Der Kanton Bern weist die Kritik zurück. Die Aussage, das Containerdorf halte humanitäre Mindeststandards nicht ein, «ist so nicht richtig», schreibt die zuständige Behörde. Sie verweist darauf, dass eine temporäre Unterkunft gebaut werde, «keine festen Wohnungen, die über längere Zeit bewohnt werden». Zudem stünden insgesamt 16 komplett ausgestattete Küchenarbeitsplätze pro maximal 200 Personen zur Verfügung.
Andere Behörden orientieren sich indes nicht am Berner Projekt. Basel etwa bestellte unter anderem Wohnmodule für maximal 450 Personen, diese sollen aber nicht alle an einem Standort aufgestellt werden. Der Aargau wiederum führt Containersiedlung als letzte Option in seiner Eventualplanung auf – auch, weil sie vergleichsweise aufwendig seien.
«Nur im Ausnahmefall»
Die Schweizerische Flüchtlingshilfe äussert sich nicht konkret zum Berner Projekt. Allgemein schreibt die Sprecherin, auch ein Containerdorf könne attraktiv gestaltet werden.
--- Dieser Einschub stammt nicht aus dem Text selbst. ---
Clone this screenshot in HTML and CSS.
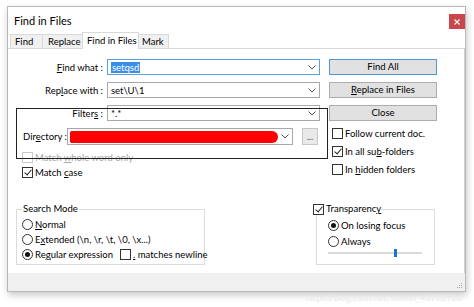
FILE: index.html
```html
<!DOCTYPE html>
<html lang="en">
<head>
  <meta charset="UTF-8" />
  <title>Find in Files</title>
  <link rel="stylesheet" href="styles.css">
</head>
<body>

<div class="dialog">
  <!-- title bar -->
  <div class="titlebar">
    <span class="title">Find in Files</span>
    <span class="close">
      <svg width="6" height="6" viewBox="0 0 6 6"><path d="M0.5 0.5 L5.5 5.5 M5.5 0.5 L0.5 5.5" stroke="#fff" stroke-width="1.1"/></svg>
    </span>
  </div>

  <!-- tabs -->
  <div class="tabs">
    <span class="tab">Find</span>
    <span class="tab">Replace</span>
    <span class="tab active">Find in Files</span>
    <span class="tab">Mark</span>
  </div>

  <div class="panel">
    <div class="mark-box"></div>

    <div class="main">
      <div class="left">
        <div class="row">
          <span class="lbl"><u>F</u>ind what :</span>
          <div class="combo focus">
            <span class="val"><span class="sel">setqsd</span></span>
            <svg class="chev" width="8" height="5" viewBox="0 0 8 5"><path d="M0.5 0.5 L4 4 L7.5 0.5" fill="none" stroke="#555" stroke-width="1"/></svg>
          </div>
        </div>
        <div class="row">
          <span class="lbl">Rep<u>l</u>ace with :</span>
          <div class="combo">
            <span class="val">set\U\1</span>
            <svg class="chev" width="8" height="5" viewBox="0 0 8 5"><path d="M0.5 0.5 L4 4 L7.5 0.5" fill="none" stroke="#555" stroke-width="1"/></svg>
          </div>
        </div>
        <div class="row">
          <span class="lbl">Filter<u>s</u> :</span>
          <div class="combo">
            <span class="val">*.*</span>
            <svg class="chev" width="8" height="5" viewBox="0 0 8 5"><path d="M0.5 0.5 L4 4 L7.5 0.5" fill="none" stroke="#555" stroke-width="1"/></svg>
          </div>
        </div>
        <div class="row dir-row">
          <span class="dir-lbl">Dir<u>e</u>ctory :</span>
          <div class="combo dir">
            <span class="scribble"></span>
            <svg class="chev" width="8" height="5" viewBox="0 0 8 5"><path d="M0.5 0.5 L4 4 L7.5 0.5" fill="none" stroke="#555" stroke-width="1"/></svg>
          </div>
          <span class="dots">...</span>
        </div>
        <div class="check left-check disabled"><span class="box"></span><span>Match <u>w</u>hole word only</span></div>
        <div class="check left-check second"><span class="box checked"></span><span>Match <u>c</u>ase</span></div>
      </div>

      <div class="right">
        <div class="btn default">Find All</div>
        <div class="btn"><u>R</u>eplace in Files</div>
        <div class="btn">Close</div>
        <div class="check follow"><span class="box"></span><span>Follow current doc.</span></div>
        <div class="check"><span class="box checked"></span><span>In all su<u>b</u>-folders</span></div>
        <div class="check"><span class="box"></span><span>In <u>h</u>idden folders</span></div>
      </div>
    </div>

    <div class="groups">
      <fieldset class="group search">
        <legend>Search Mode</legend>
        <div class="radio"><span class="dot"></span><span><u>N</u>ormal</span></div>
        <div class="radio"><span class="dot"></span><span>E<u>x</u>tended (\n, \r, \t, \0, \x...)</span></div>
        <div class="radio"><span class="dot on"></span><span>Re<u>g</u>ular expression</span>
          <span class="check inline"><span class="box"></span><span><u>.</u> matches newline</span></span>
        </div>
      </fieldset>

      <fieldset class="group transp">
        <legend><span class="check"><span class="box checked"></span><span>Transparenc<u>y</u></span></span></legend>
        <div class="radio"><span class="dot on"></span><span>On losing focus</span></div>
        <div class="radio"><span class="dot"></span><span>Always</span></div>
        <div class="slider"><span class="thumb"></span></div>
      </fieldset>
    </div>
  </div>

  <div class="footer">
    <svg class="grip" width="7" height="7" viewBox="0 0 7 7">
      <rect x="5" y="1" width="1" height="1" fill="#aaa"/>
      <rect x="3" y="3" width="1" height="1" fill="#aaa"/><rect x="5" y="3" width="1" height="1" fill="#aaa"/>
      <rect x="1" y="5" width="1" height="1" fill="#aaa"/><rect x="3" y="5" width="1" height="1" fill="#aaa"/><rect x="5" y="5" width="1" height="1" fill="#aaa"/>
    </svg>
  </div>
</div>

<div class="watermark">https://blog.csdn.net/weixin_43702920</div>

</body>
</html>
```

FILE: styles.css
```css
body {
  margin: 0;
  background: #fff;
  font-family: Lato, 'Open Sans', sans-serif;
  font-size: 9.5px;
  color: #000;
}
u { text-decoration: underline; text-underline-offset: 1px; }

.dialog {
  margin: 6px 0 0 7px;
  width: 459px;
  height: 286px;
  box-sizing: border-box;
  border: 1px solid #b9b9b9;
  background: #fff;
  box-shadow: 1px 3px 7px rgba(0,0,0,0.22);
  display: flex;
  flex-direction: column;
}

.titlebar {
  height: 25px;
  display: flex;
  align-items: flex-start;
  justify-content: space-between;
}
.title {
  font-size: 11px;
  margin: 7px 0 0 6px;
}
.close {
  width: 16px;
  height: 15px;
  margin: 7px 0 0 0;
  background: #c9474a;
  display: flex;
  align-items: center;
  justify-content: center;
}

.tabs {
  height: 16px;
  display: flex;
  align-items: flex-end;
  padding-left: 2px;
  position: relative;
  z-index: 1;
}
.tab {
  height: 14px;
  line-height: 14px;
  border: 1px solid #d9d9d9;
  border-bottom: none;
  background: #f0f0f0;
  margin-right: -1px;
  box-sizing: border-box;
  white-space: nowrap;
  padding-left: 4px;
}
.tab:nth-child(1) { width: 33px; }
.tab:nth-child(2) { width: 41px; padding-left: 5px; }
.tab:nth-child(4) { width: 31px; padding-left: 3px; }
.tab.active {
  height: 17px;
  width: 57px;
  background: #fff;
  margin-bottom: -1px;
  line-height: 15px;
  padding-left: 4px;
}

.panel {
  height: 225px;
  border-top: 1px solid #d9d9d9;
  border-right: 1px solid #d0d0d0;
  position: relative;
  box-sizing: border-box;
}
.mark-box {
  position: absolute;
  left: 8px;
  top: 59px;
  width: 310px;
  height: 49px;
  border: 1px solid #222;
  z-index: 2;
  pointer-events: none;
}

.main {
  display: flex;
  padding-top: 10px;
}
.left { width: 312px; }
.right { width: 108px; margin-left: 9px; }

.row {
  display: flex;
  align-items: center;
  height: 16px;
  margin-bottom: 7px;
}
.lbl {
  width: 99px;
  padding-right: 4px;
  box-sizing: border-box;
  text-align: right;
}
.combo {
  width: 213px;
  height: 16px;
  box-sizing: border-box;
  border: 1px solid #a9a9a9;
  background: #fff;
  display: flex;
  align-items: center;
  justify-content: space-between;
  padding: 0 3px 0 3px;
}
.combo.focus { border-color: #5aa0df; }
.sel {
  background: #3a8ee6;
  color: #fff;
  padding: 0 1px;
}
.chev { flex: none; }

.dir-row {
  height: 17px;
  padding-left: 15px;
}
.dir-lbl { width: 44px; }
.combo.dir {
  width: 226px;
  height: 17px;
  padding-left: 2px;
}
.scribble {
  width: 208px;
  height: 12px;
  background: #ff0000;
  border-radius: 2px 7px 7px 2px;
}
.dots {
  width: 16px;
  height: 17px;
  margin-left: 9px;
  box-sizing: border-box;
  border: 1px solid #c6c6c6;
  background: #e9e9e9;
  color: #555;
  text-align: center;
  line-height: 15px;
}

.check {
  display: flex;
  align-items: center;
  height: 11px;
  white-space: nowrap;
}
.box {
  width: 11px;
  height: 11px;
  box-sizing: border-box;
  border: 1px solid #333;
  background: #fff;
  margin-right: 2px;
  flex: none;
  position: relative;
}
.box.checked::after {
  content: "";
  position: absolute;
  left: 3px;
  top: 0px;
  width: 3px;
  height: 6px;
  border: solid #222;
  border-width: 0 1px 1px 0;
  transform: rotate(40deg);
}
.left-check { padding-left: 14px; }
.left-check.second { margin-top: 4px; }
.disabled { color: #a8a8a8; }
.disabled .box { border-color: #c8c8c8; }

.btn {
  height: 16px;
  box-sizing: border-box;
  border: 1px solid #adadad;
  background: #e1e1e1;
  text-align: center;
  line-height: 14px;
  margin-bottom: 7px;
}
.btn.default { border-color: #4a97db; }
.right .check { margin-left: 3px; margin-bottom: 7px; }
.right .follow { margin-top: 4px; }

.groups {
  display: flex;
  margin-top: 21px;
}
.group {
  margin: 0;
  padding: 0;
  border: 1px solid #dcdcdc;
  min-width: 0;
  box-sizing: border-box;
  height: 62px;
}
.group legend {
  padding: 0 1px;
  line-height: 12px;
}
.search {
  margin-left: 8px;
  width: 189px;
  padding-left: 5px;
  padding-top: 4px;
}
.transp {
  margin-left: 111px;
  width: 119px;
  padding-left: 11px;
  padding-top: 5px;
}
.transp legend { margin-left: -15px; padding: 0; }
.transp legend .check { height: 12px; }

.radio {
  display: flex;
  align-items: center;
  height: 11px;
  margin-bottom: 4px;
  white-space: nowrap;
}
.transp .radio { margin-bottom: 5px; }
.dot {
  width: 11px;
  height: 11px;
  box-sizing: border-box;
  border: 1px solid #333;
  border-radius: 50%;
  margin-right: 2px;
  flex: none;
  display: flex;
  align-items: center;
  justify-content: center;
}
.dot.on::after {
  content: "";
  width: 5px;
  height: 5px;
  border-radius: 50%;
  background: #111;
}
.check.inline { margin-left: 7px; }

.slider {
  width: 94px;
  height: 2px;
  background: #dadada;
  margin-top: 4px;
  position: relative;
}
.thumb {
  position: absolute;
  left: 66px;
  top: -3px;
  width: 3px;
  height: 8px;
  background: #1a74d8;
}

.footer {
  flex: 1;
  background: #f0f0f0;
  display: flex;
  justify-content: flex-end;
  align-items: flex-end;
  padding: 0 2px 2px 0;
}

.watermark {
  text-align: right;
  width: 462px;
  color: #eaeaea;
  font-size: 9px;
}
```
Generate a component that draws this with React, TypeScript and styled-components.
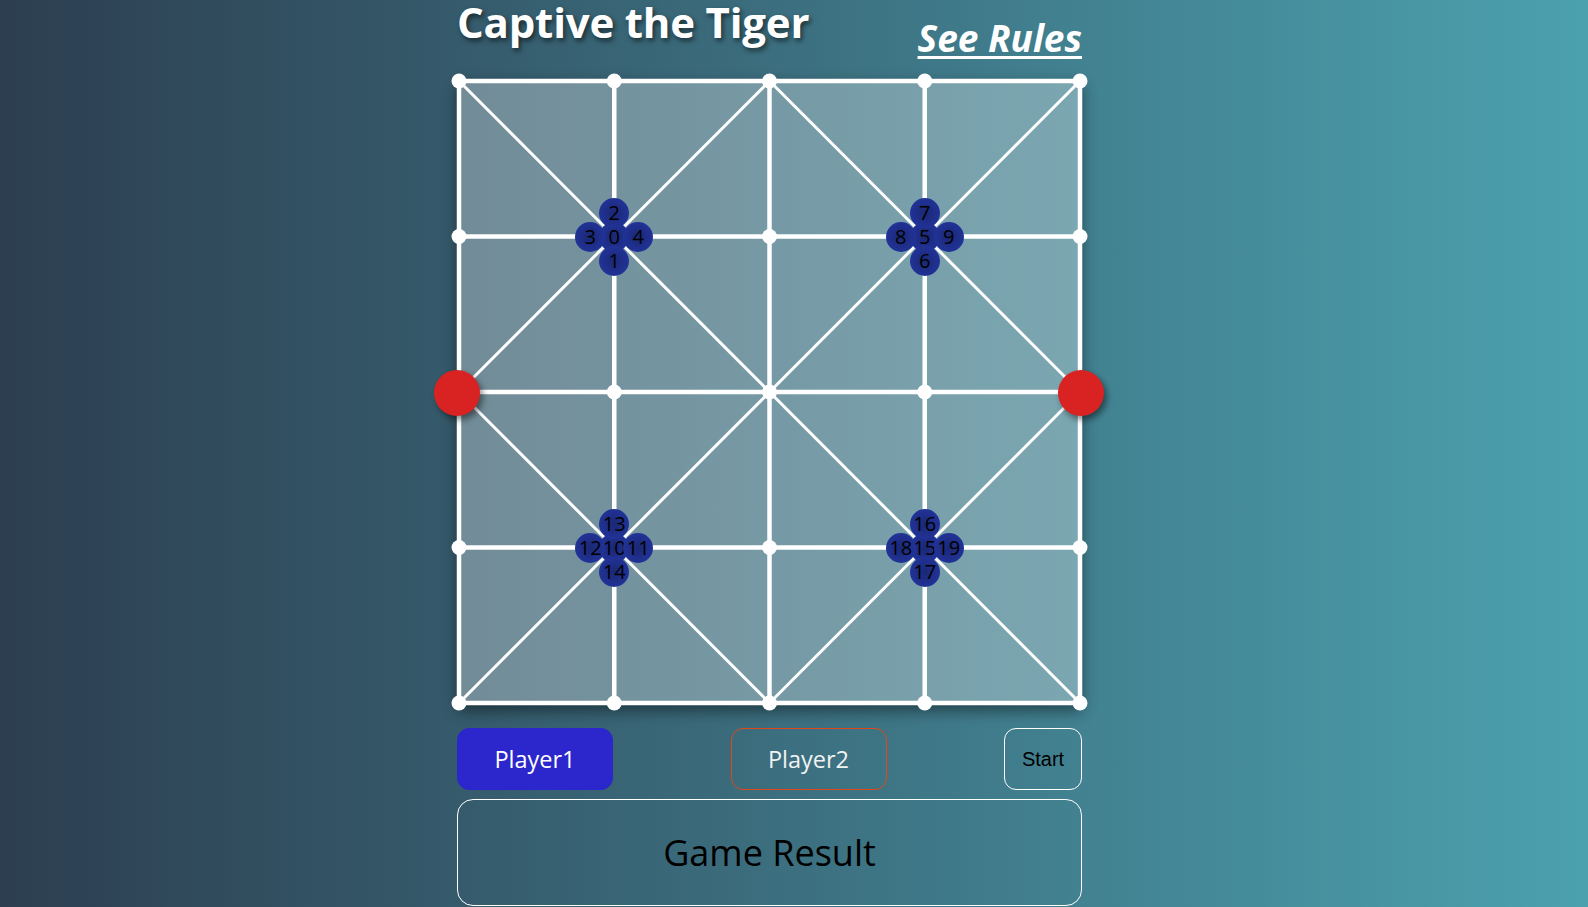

Aus Sicht der Flüchtlingshilfe sollte die Unterbringung in provisorischen Unterkünften aber grundsätzlich «nur im Ausnahmefall und nur für kurze Zeit in Erwägung gezogen werden». Und selbst dann gelte es, die Mindeststandards für die Unterbringung schutzsuchender Personen zu wahren.
Auch der Direktor des Gemeindeverbands sieht Containerdörfer als eine der letzten Optionen. «Zuerst sollten alle bestehenden Möglichkeiten geprüft werden, bevor man Neubauten ins Auge fasst», sagt Niederberger. Die Ausgangslage sei aber regional sehr unterschiedlich. Und angesichts der vielen Schutzsuchenden dürften keine Optionen ausgeschlossen werden.